Bail Act 1898
- Parliament of the United Kingdom
- Long title: An Act to amend the law with respect to Bail.
- Citation: 61 & 62 Vict. c. 7
- Territorial extent: United Kingdom

Dates
- Royal assent: 23 May 1898
- Commencement: 23 May 1898
- Repealed: 1 January 1953

Other legislation
- Amends: Indictable Offences Act 1848
- Repealed by: Magistrates' Courts Act 1952

Status: Repealed

Text of statute as originally enacted

= Bail Act 1898 =

Act of the Parliament of the United Kingdom

The Bail Act 1898 (61 & 62 Vict. c. 7) was an act of the Parliament of the United Kingdom.

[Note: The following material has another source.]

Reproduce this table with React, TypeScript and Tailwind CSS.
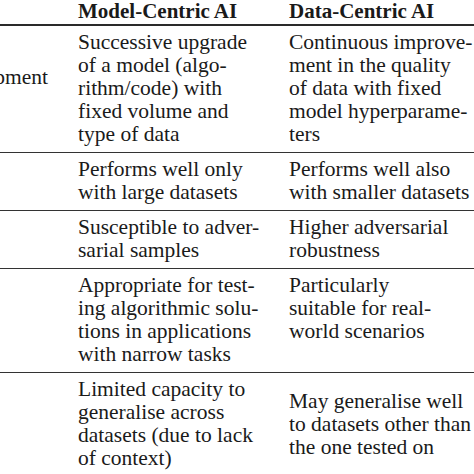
import React from "react";

type Row = {
  label: string;
  model: string[];
  data: string[];
  middle?: boolean;
};

const ROWS: Row[] = [
  {
    label: "Development",
    model: [
      "Successive upgrade",
      "of a model (algo-",
      "rithm/code) with",
      "fixed volume and",
      "type of data",
    ],
    data: [
      "Continuous improve-",
      "ment in the quality",
      "of data with fixed",
      "model hyperparame-",
      "ters",
    ],
  },
  {
    label: "",
    model: ["Performs well only", "with large datasets"],
    data: ["Performs well also", "with smaller datasets"],
  },
  {
    label: "",
    model: ["Susceptible to adver-", "sarial samples"],
    data: ["Higher adversarial", "robustness"],
  },
  {
    label: "",
    model: [
      "Appropriate for test-",
      "ing algorithmic solu-",
      "tions in applications",
      "with narrow tasks",
    ],
    data: ["Particularly", "suitable for real-", "world scenarios"],
  },
  {
    label: "",
    model: [
      "Limited capacity to",
      "generalise across",
      "datasets (due to lack",
      "of context)",
    ],
    data: [
      "May generalise well",
      "to datasets other than",
      "the one tested on",
    ],
    middle: true,
  },
];

function Lines({ lines }: { lines: string[] }) {
  return (
    <div className="flex flex-col">
      {lines.map((l, i) => (
        <div key={i} className="whitespace-nowrap leading-[23px]">
          {l}
        </div>
      ))}
    </div>
  );
}

export default function App() {
  return (
    <div
      className="w-[474px] h-[474px] overflow-hidden bg-white text-[#1a1a1a] text-[21.5px]"
      style={{ fontFamily: '"Liberation Serif", "Times New Roman", serif' }}
    >
      <div className="grid grid-cols-[70px_211px_1fr] h-[24px] font-bold leading-[22px] text-[21px]">
        <div />
        <div className="pl-2 whitespace-nowrap">Model-Centric AI</div>
        <div className="pl-2 whitespace-nowrap">Data-Centric AI</div>
      </div>
      <div className="h-[2px] bg-[#2a2a2a]" />
      {ROWS.map((row, i) => (
        <div
          key={i}
          className={`grid grid-cols-[70px_211px_1fr] pt-[5px] pb-[6px] ${
            i > 0 ? "border-t-[1.5px] border-[#333]" : ""
          }`}
        >
          <div className="flex items-center justify-end pr-[22px] overflow-hidden whitespace-nowrap leading-[23px] -mt-[22px]">
            {row.label}
          </div>
          <div className="pl-2">
            <Lines lines={row.model} />
          </div>
          <div className={`pl-2 flex ${row.middle ? "items-center" : "items-start"}`}>
            <Lines lines={row.data} />
          </div>
        </div>
      ))}
    </div>
  );
}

It amended the Indictable Offences Act 1848 (11 & 12 Vict. c. 42), which gave justices the power to give bail on sureties, to allow the justices to dispense with the need for sureties if they felt that doing so would not "tend to defeat the ends of justice"; this prevented the unhelpful situation where someone who was at no risk of absconding was kept imprisoned for long periods of time because they could not find the wherewithal to post bail.

== Subsequent developments ==
The whole act was repealed by section 132(1) of, and the sixth schedule to, the Magistrates' Courts Act 1952. (15 & 16 Geo. 6 & 1 Eliz. 2. c. 55), which came into force on 1 June 1953.